To: President Donald Trump, The United States House of Representatives, and The United States Senate

PETITION TO PROTECT TENANTS AND RENTAL UNITS AT FORECLOSURE:

PETITION TO PROTECT TENANTS FROM EVICTION AND STOP SALE OF RENTAL UNITS BY BANKS THAT HAVE TAKEN OWNERSHIP DUE TO A FORECLOSURE ON LANDLORDS.

Presumably, tenants renting homes across the country before and during the housing boom, continued to rent either because their financial stability rested on favorable rents in rent-controlled cities and/or they saw the folly in entering into fantasy loan contracts simply to have a mortgage instead of a rental agreement.
Now, throughout the Country in major cities and small towns, many of these same tenants who could otherwise count themselves lucky and wise that they didn’t venture into homeownership during the housing bubble are now faced with losing their homes due to a foreclosure action against their landlords.
Despite local ordinances in some cities requiring banks to honor lease agreements after taking ownership during a foreclosure, banks are side-stepping the laws, hiring collection attorneys to harass tenants and the inevitable still exists because bank’s have decided that they do not want to be landlords.

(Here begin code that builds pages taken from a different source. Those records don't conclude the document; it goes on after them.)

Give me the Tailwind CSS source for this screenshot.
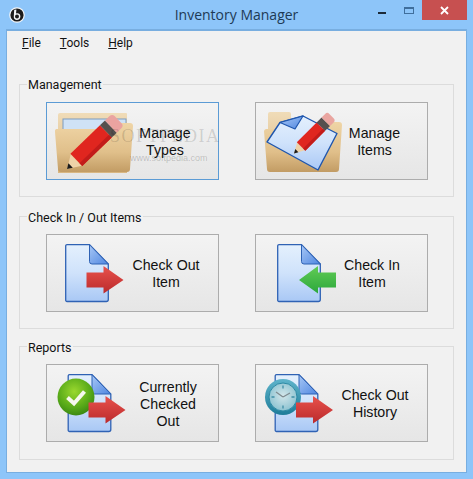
<!DOCTYPE html>
<html lang="en">
<head>
  <meta charset="UTF-8" />
  <title>Inventory Manager</title>
  <script src="https://cdn.jsdelivr.net/npm/@tailwindcss/browser@4"></script>
</head>
<body class="bg-[#8dc5f9]">
  <!-- shared icon parts -->
  <svg class="absolute w-0 h-0" aria-hidden="true">
    <defs>
      <linearGradient id="docFill" x1="0" y1="0" x2="0" y2="1"><stop offset="0" stop-color="#e4f0fd"/><stop offset="0.5" stop-color="#cfe2fb"/><stop offset="1" stop-color="#a9c8f5"/></linearGradient>
      <linearGradient id="foldFill" x1="0" y1="0" x2="1" y2="1"><stop offset="0" stop-color="#a8c8f6"/><stop offset="1" stop-color="#4f86e0"/></linearGradient>
      <linearGradient id="redFill" x1="0" y1="0" x2="0" y2="1"><stop offset="0" stop-color="#e8524c"/><stop offset="1" stop-color="#bb2a2c"/></linearGradient>
      <linearGradient id="greenFill" x1="0" y1="0" x2="0" y2="1"><stop offset="0" stop-color="#62cc55"/><stop offset="1" stop-color="#2ba73c"/></linearGradient>
      <linearGradient id="folderFront" x1="0" y1="0" x2="0" y2="1"><stop offset="0" stop-color="#efd5a6"/><stop offset="0.6" stop-color="#e0bf8a"/><stop offset="1" stop-color="#c29c64"/></linearGradient>
      <linearGradient id="folderBack" x1="0" y1="0" x2="0" y2="1"><stop offset="0" stop-color="#f0dcb8"/><stop offset="1" stop-color="#d9b681"/></linearGradient>
      <radialGradient id="ballFill" cx="0.45" cy="0.35" r="0.75"><stop offset="0" stop-color="#9ad82e"/><stop offset="0.6" stop-color="#56a818"/><stop offset="1" stop-color="#2f7a10"/></radialGradient>
      <radialGradient id="clockFace" cx="0.5" cy="0.45" r="0.6"><stop offset="0" stop-color="#d3e6ea"/><stop offset="1" stop-color="#86c0cf"/></radialGradient>
      <linearGradient id="clockRing" x1="0" y1="0" x2="0" y2="1"><stop offset="0" stop-color="#5fb4cb"/><stop offset="1" stop-color="#1d7c99"/></linearGradient>
      <symbol id="doc" viewBox="0 0 44 58" overflow="visible">
        <path d="M2 0.7H24.5L43.3 20V55.5a2 2 0 0 1-2 2H2a1.3 1.3 0 0 1-1.3-1.3V2a1.3 1.3 0 0 1 1.3-1.3Z" fill="url(#docFill)" stroke="#2f62b4" stroke-width="1.3"/>
        <path d="M24.5 0.7L43.3 20H27a2.5 2.5 0 0 1-2.5-2.5Z" fill="url(#foldFill)" stroke="#2f62b4" stroke-width="1"/>
      </symbol>
      <symbol id="arrowRed" viewBox="0 0 37 28" overflow="visible">
        <path d="M0 6.5H17V0L37 14L17 27.5V21.5H0Z" fill="url(#redFill)"/>
      </symbol>
      <symbol id="arrowGreen" viewBox="0 0 37 28" overflow="visible">
        <path d="M37 6.5H19V0L0 14L19 27.5V21.5H37Z" fill="url(#greenFill)"/>
      </symbol>
    </defs>
  </svg>

  <div class="w-[473px] h-[479px] overflow-hidden flex flex-col bg-[#8dc5f9] font-['Liberation_Sans',Arial,sans-serif] text-[#111]">
    <!-- title bar -->
    <div class="relative h-[30px] shrink-0 flex items-center justify-center">
      <svg class="absolute left-[9px] top-[7px]" width="16" height="16" viewBox="0 0 16 16">
        <circle cx="8" cy="8" r="7.8" fill="#f4f6f8"/>
        <circle cx="8" cy="8" r="6.6" fill="#1c1c1c"/>
        <path d="M5.2 2.8L7.4 2.4L7 6.6C9 5.8 11.4 6.8 11.4 9.4C11.4 11.6 9.6 13 7.8 13C6 13 4.6 11.6 4.8 9.6Z" fill="#f4f6f8"/>
        <circle cx="8" cy="9.6" r="2" fill="#1c1c1c"/>
      </svg>
      <span class="text-[14px] text-[#1d3a55] font-['Open_Sans',sans-serif] leading-none">Inventory Manager</span>
      <div class="absolute left-[378px] top-[12px] w-[8px] h-[2px] bg-[#1c2a38]"></div>
      <div class="absolute left-[404px] top-[7px] w-[10px] h-[7px] border border-[#3f6e9c] border-t-2"></div>
      <div class="absolute left-[422px] top-0 w-[45px] h-[20px] bg-[#c75050] flex items-center justify-center">
        <svg width="9" height="9" viewBox="0 0 9 9"><path d="M1 1L8 8M8 1L1 8" stroke="#fff" stroke-width="1.8"/></svg>
      </div>
    </div>

    <!-- client area -->
    <div class="relative mx-[7px] h-[442px] shrink-0 bg-[#f1f1f1] border-t border-[#78aee0] outline outline-[#78aee0] flex flex-col">
      <div class="flex h-[24px] items-center pl-[15px] gap-[19px] text-[12px] font-['Roboto',sans-serif]">
        <span><span class="underline">F</span>ile</span>
        <span><span class="underline">T</span>ools</span>
        <span><span class="underline">H</span>elp</span>
      </div>

      <!-- Management -->
      <section class="relative ml-[12px] mt-[29px] w-[435px] h-[113px] shrink-0 border border-[#dcdcdc] pt-[17px] pl-[26px] flex gap-[36px]">
        <span class="absolute -top-[8px] left-[7px] bg-[#f1f1f1] px-[1px] text-[12.5px] leading-[15px] font-['Roboto',sans-serif]">Management</span>

        <button class="w-[173px] h-[78px] flex items-center border border-[#5b9bd5] bg-linear-to-b from-[#f3f3f3] to-[#e6e6e6]">
          <svg class="shrink-0 -ml-px overflow-visible" width="84" height="76" viewBox="0 0 84 76">
            <path d="M12 70V12a2 2 0 0 1 2-2H80a1 1 0 0 1 1 1V70Z" fill="url(#folderBack)"/>
            <rect x="17" y="16" width="63" height="22" fill="#cfe2f6" stroke="#7d9cc0"/>
            <path d="M10 26H62L70 20H84a3 3 0 0 1 3 3L84 66a3 3 0 0 1-3 3H15a3 3 0 0 1-3-3L9 29a3 3 0 0 1 1-3Z" fill="url(#folderFront)"/>
            <g transform="translate(21 66) rotate(-44)">
              <path d="M0 0L13-8V8Z" fill="#eed2a8"/>
              <path d="M0 0L5-3.2V3.2Z" fill="#1b1b1b"/>
              <path d="M13-8.5H54V8.5H13Z" fill="#e0261f"/>
              <path d="M13 4.5H54V8.5H13Z" fill="#c21c1a"/>
              <path d="M54-8.5H61V8.5H54Z" fill="#55504e"/>
              <path d="M61-8.5H67Q71-8.5 71-5V5Q71 8.5 67 8.5H61Z" fill="#eaa3a0"/>
            </g>
          </svg>
          <span class="w-[70px] pt-[2px] text-center text-[14.2px] leading-[17px]">Manage<br />Types</span>
        </button>

        <button class="w-[173px] h-[78px] flex items-center border border-[#acacac] bg-linear-to-b from-[#f3f3f3] to-[#e6e6e6]">
          <svg class="shrink-0 -ml-px overflow-visible" width="84" height="76" viewBox="0 0 84 76">
            <path d="M13 68V11a2 2 0 0 1 2-2H34a2 2 0 0 1 2 2V40H80V68Z" fill="url(#folderBack)"/>
            <path d="M55 19H84a3 3 0 0 1 3 3L84 66a3 3 0 0 1-3 3H15a3 3 0 0 1-3-3L9 28a3 3 0 0 1 2-2H40Z" fill="url(#folderFront)"/>
            <path d="M12 39L25 19.5L48 13L82 30.5L63 67Z" fill="url(#docFill)" stroke="#1f56ad" stroke-width="1.4" stroke-linejoin="round"/>
            <path d="M25 19.5L40 26L48 13Z" fill="url(#foldFill)" stroke="#1f56ad" stroke-width="1.2" stroke-linejoin="round"/>
            <g transform="translate(39 50.5) rotate(-45)">
              <path d="M0 0L10-5.5V5.5Z" fill="#eed2a8"/>
              <path d="M0 0L4-2.2V2.2Z" fill="#1b1b1b"/>
              <path d="M10-6H38V6H10Z" fill="#e0261f"/>
              <path d="M10 3H38V6H10Z" fill="#c21c1a"/>
              <path d="M38-6H45V6H38Z" fill="#55504e"/>
              <path d="M45-6H50Q53-6 53-3V3Q53 6 50 6H45Z" fill="#e9a5a0"/>
            </g>
          </svg>
          <span class="w-[71px] pt-[2px] text-center text-[14.2px] leading-[17px]">Manage<br />Items</span>
        </button>

        <!-- watermark over the first row -->
        <span class="absolute left-[90px] top-[42px] text-[18px] leading-none tracking-[1.5px] text-black/15 font-['Liberation_Serif',serif]">SOFTPEDIA</span>
        <span class="absolute left-[110px] top-[69px] text-[9px] leading-none text-black/20">www.softpedia.com</span>
      </section>

      <!-- Check In / Out Items -->
      <section class="relative ml-[12px] mt-[19px] w-[435px] h-[113px] shrink-0 border border-[#dcdcdc] pt-[17px] pl-[26px] flex gap-[36px]">
        <span class="absolute -top-[7px] left-[7px] bg-[#f1f1f1] px-[1px] text-[12.5px] leading-[15px] font-['Roboto',sans-serif]">Check In / Out Items</span>

        <button class="w-[173px] h-[78px] flex items-center border border-[#acacac] bg-linear-to-b from-[#f3f3f3] to-[#e6e6e6]">
          <svg class="shrink-0 -ml-px overflow-visible" width="84" height="76" viewBox="0 0 84 76">
            <use href="#doc" x="19" y="9" width="44" height="58"/>
            <use href="#arrowRed" x="40.5" y="31" width="37" height="28"/>
          </svg>
          <span class="w-[72px] pt-[2px] text-center text-[14.2px] leading-[17px] whitespace-nowrap">Check Out<br />Item</span>
        </button>

        <button class="w-[173px] h-[78px] flex items-center border border-[#acacac] bg-linear-to-b from-[#f3f3f3] to-[#e6e6e6]">
          <svg class="shrink-0 -ml-px overflow-visible" width="82" height="76" viewBox="0 0 82 76">
            <use href="#doc" x="22" y="9" width="44" height="58"/>
            <use href="#arrowGreen" x="44" y="31" width="37" height="28"/>
          </svg>
          <span class="w-[70px] pt-[2px] text-center text-[14.2px] leading-[17px] whitespace-nowrap">Check In<br />Item</span>
        </button>
      </section>

      <!-- Reports -->
      <section class="relative ml-[12px] mt-[17px] w-[435px] h-[114px] shrink-0 border border-[#dcdcdc] pt-[17px] pl-[26px] flex gap-[36px]">
        <span class="absolute -top-[7px] left-[7px] bg-[#f1f1f1] px-[1px] text-[12.5px] leading-[15px] font-['Roboto',sans-serif]">Reports</span>

        <button class="w-[173px] h-[78px] flex items-center border border-[#acacac] bg-linear-to-b from-[#f3f3f3] to-[#e6e6e6]">
          <svg class="shrink-0 -ml-px overflow-visible" width="84" height="76" viewBox="0 0 84 76">
            <use href="#doc" x="21.5" y="9" width="44" height="58"/>
            <circle cx="30" cy="32" r="18.5" fill="url(#ballFill)"/>
            <path d="M21.5 32.5L28 38.5L38.5 26.5" fill="none" stroke="#f6f8ee" stroke-width="4"/>
            <use href="#arrowRed" x="42.5" y="31" width="37" height="28"/>
          </svg>
          <span class="w-[76px] pt-[2px] text-center text-[14.2px] leading-[17px]">Currently<br />Checked<br />Out</span>
        </button>

        <button class="w-[173px] h-[78px] flex items-center border border-[#acacac] bg-linear-to-b from-[#f3f3f3] to-[#e6e6e6]">
          <svg class="shrink-0 -ml-px overflow-visible" width="85" height="76" viewBox="0 0 85 76">
            <use href="#doc" x="19.5" y="9" width="44" height="58"/>
            <circle cx="28" cy="32" r="18" fill="url(#clockRing)"/>
            <circle cx="28" cy="32" r="14" fill="url(#clockFace)" stroke="#2d8aa5"/>
            <path d="M28 20.5v3M28 40.5v3M16.5 32h3M36.5 32h3" stroke="#3f8ea6" stroke-width="1.3"/>
            <path d="M28 32L21 27M28 32L35 28" stroke="#7f8b90" stroke-width="1.3"/>
            <use href="#arrowRed" x="41" y="31" width="37" height="28"/>
          </svg>
          <span class="w-[70px] pt-[2px] text-center text-[14.2px] leading-[17px] whitespace-nowrap">Check Out<br />History</span>
        </button>
      </section>
    </div>
  </div>
</body>
</html>
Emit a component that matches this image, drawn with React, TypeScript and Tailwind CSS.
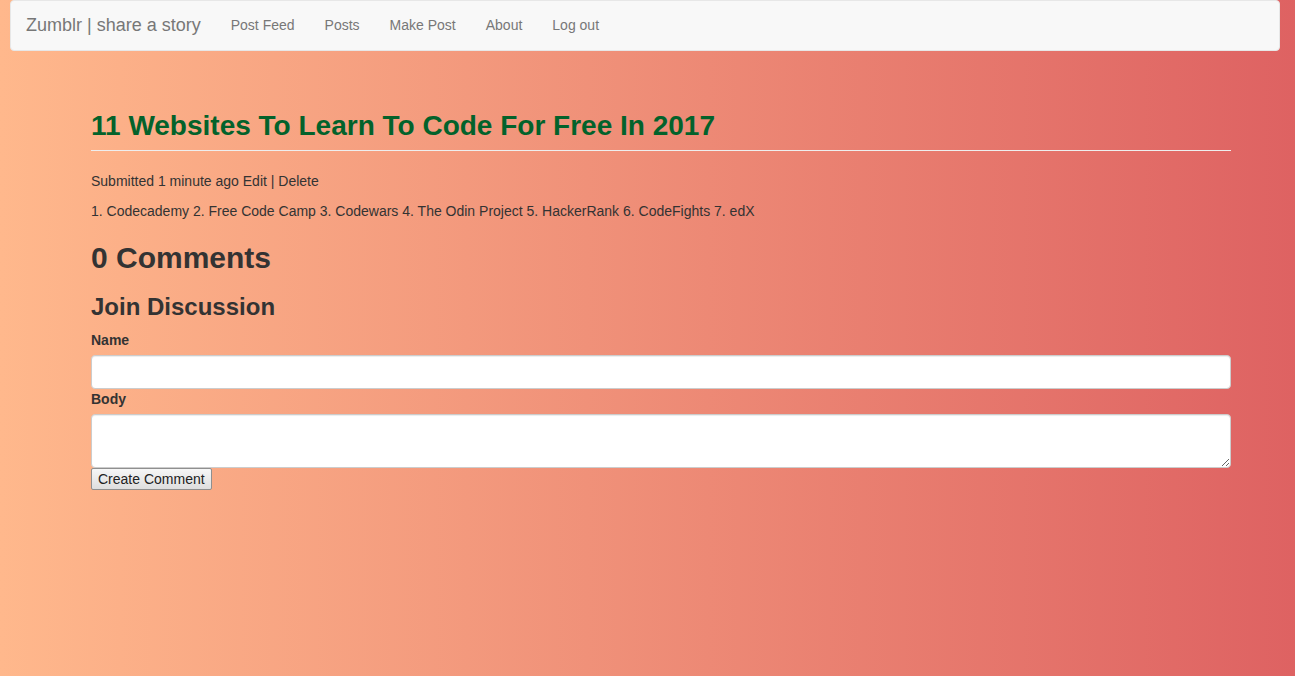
const navLinks = ["Post Feed", "Posts", "Make Post", "About", "Log out"];

export default function App() {
  return (
    <div className="min-h-[676px] bg-[linear-gradient(to_right,#ffb88c,#de6262)] font-['Liberation_Sans',Arial,sans-serif] text-[14px] leading-[20px] text-[#333]">
      <nav className="ml-[10px] mr-[15px] flex h-[51px] items-stretch rounded-[4px] border border-[#e7e7e7] bg-[#f8f8f8]">
        <a className="px-[15px] pt-[14px] text-[18px] leading-[20px] text-[#777]">
          Zumblr | share a story
        </a>
        <ul className="flex">
          {navLinks.map((l) => (
            <li key={l}>
              <a className="block px-[15px] pt-[14px] text-[#777]">{l}</a>
            </li>
          ))}
        </ul>
      </nav>

      <main className="ml-[91px] w-[1140px] pt-[58px]">
        <div className="mb-[20px] border-b border-[#eee] pb-[8px]">
          <h1 className="text-[28px] font-bold leading-[33px] text-[#03622b]">
            11 Websites To Learn To Code For Free In 2017
          </h1>
        </div>
        <p className="mb-[10px]">Submitted 1 minute ago Edit | Delete</p>
        <p className="mb-[10px]">
          1. Codecademy 2. Free Code Camp 3. Codewars 4. The Odin Project 5.
          HackerRank 6. CodeFights 7. edX
        </p>

        <h2 className="mt-[20px] mb-[10px] text-[30px] font-bold leading-[33px]">
          0 Comments
        </h2>
        <h3 className="mt-[20px] mb-[10px] text-[24px] font-bold leading-[26px]">
          Join Discussion
        </h3>

        <form className="flex flex-col items-start">
          <label className="mb-[5px] font-bold">Name</label>
          <input
            type="text"
            className="h-[34px] w-full rounded-[4px] border border-[#ccc] bg-white px-[12px] shadow-[inset_0_1px_1px_rgba(0,0,0,0.075)]"
          />
          <label className="mb-[5px] font-bold">Body</label>
          <textarea className="h-[54px] w-full rounded-[4px] border border-[#ccc] bg-white px-[12px] py-[6px] shadow-[inset_0_1px_1px_rgba(0,0,0,0.075)]" />
          <button
            type="button"
            className="h-[22px] rounded-[2px] border border-[#8f8f8f] bg-[linear-gradient(#f6f6f6,#dedede)] px-[6px] text-[14px] leading-[18px] text-[#222]"
          >
            Create Comment
          </button>
        </form>
      </main>
    </div>
  );
}
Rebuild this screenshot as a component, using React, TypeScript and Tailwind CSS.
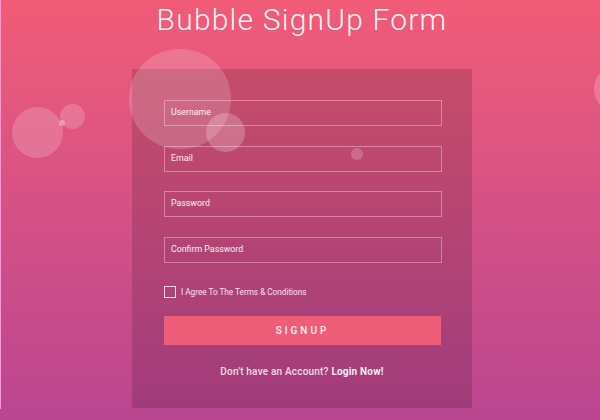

Therefore, tenants are faced with the harsh reality and a disproportionate outcome that in a very short period of time, they will either have to buy their units or be evicted due to a sale to the highest bidder.
These displaced tenants, many of whom had lived in their units for decades, now have to face a tight rental market, where age and income discrimination is rampant and with escalating rents and slim chances of replacing their unit with an equal one for the same price. Further, sales of tenant -occupied units reduce the overall quantity of rental units available during a time when renting a home is all that a growing number of people can afford to do in this economic downturn even with low interest rates.
It is imperative that the rental stock of homes in this country is protected from the fall-out of the real estate collapse and that banks taking ownership of tenant- occupied units are required by law to honor rental agreements in place at the time of foreclosure for the duration and that at no time is a bank allowed to evict a tenant or put the unit on the market for sale unless the tenant agrees to purchase the unit from the bank at a properly and legally negotiated price without discriminatory financing requirements that may make it difficult to purchase. All options should be available to the tenant including rent-to-own contracts, cash purchases, lease-purchase agreements, or continuation of the rental agreement with the bank acting as the landlord.
Without such protections for the rental stock of homes in this country and without these protections for tenants, a growing number of people will become homeless and our economy is further at risk.

Why is this important?

Banks taking ownership of tenant-occupied units at the time of foreclosure and selling those units to the highest bidder is a disproportionate and harsh result for tenants who presumably stayed out of the fantasy housing market and protected their financial stability in the process. Further, sales of tenant-occupied rental units is reducing the stock of rental homes in a time when more rentals are needed and thereby putting a very vulnerable group of people either at risk of becoming homeless or at the very least from ever being able to replace the rental home and/or at risk of ever replacing the unit they had with something equal.